O historiador Armando Cortesão - um dos que defende que foi Vaz Dourado o autor - apresenta a hipótese de
que o atlas tenha passado para a posse de D. Teotónio de Bragança (1530-1602),
por doação do próprio D. Francisco da Costa, ou que o tenha adquirido após a sua
morte.
Este atlas deve ter entrado na biblioteca da Cartuxa de Évora,
pouco depois da data do falecimento de D. Teotónio de Bragança, em
1602. Desconhece-se a data de entrada do atlas na Torre do Tombo,
certamente depois de 1834, após a extinção das ordens religiosas.
Existe ainda uma outra versão (com 17 mapas), de 1576, no espólio da Biblioteca Nacional de Portugal. Outros trabalhos de Vaz Dourado estão espalhados por arquivos do Reino Unido, Espanha e Alemanha.
Sugestão de leitura:
Cortesão, A.; Mota, Teixeira da.
Portugallae Monumenta Cartographica. Lisboa: Imprensa Nacional – Casa da Moeda, 1987.

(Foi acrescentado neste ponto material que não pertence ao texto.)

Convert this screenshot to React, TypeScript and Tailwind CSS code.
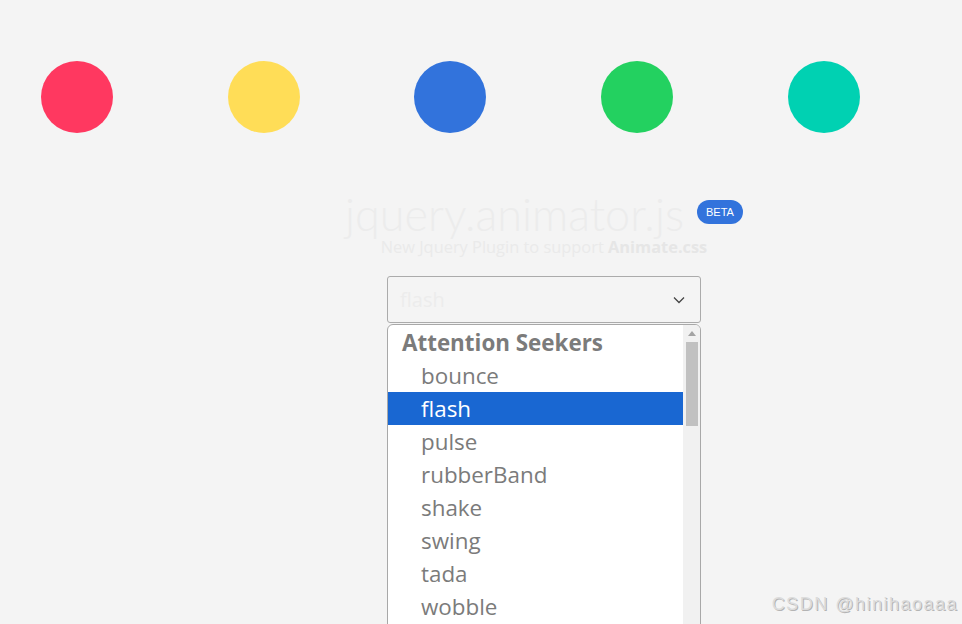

Nota: recentemente o Atlas foi clonado - em pergaminho com textura igual à original - numa edição limitada em homenagem à época em que a cartografia portuguesa era a melhor do mundo. A ideia partiu do espanhol Manuel Moleiro em 2016, fundador da editora M. Moleiro. Foi ele o responsável pela reprodução das 18 folhas do Atlas de Fernão Vaz Dourado, numa edição única (em 2014... 443 anos depois de ter sido feito o original) de 987 exemplares certificados. Nela são respeitadas desde as técnicas de pintura miniaturista renascentista que eram apanágio de Vaz Dourado até às marcas do tempo deixadas no pergaminho. Custam cerca de 2 mil euros.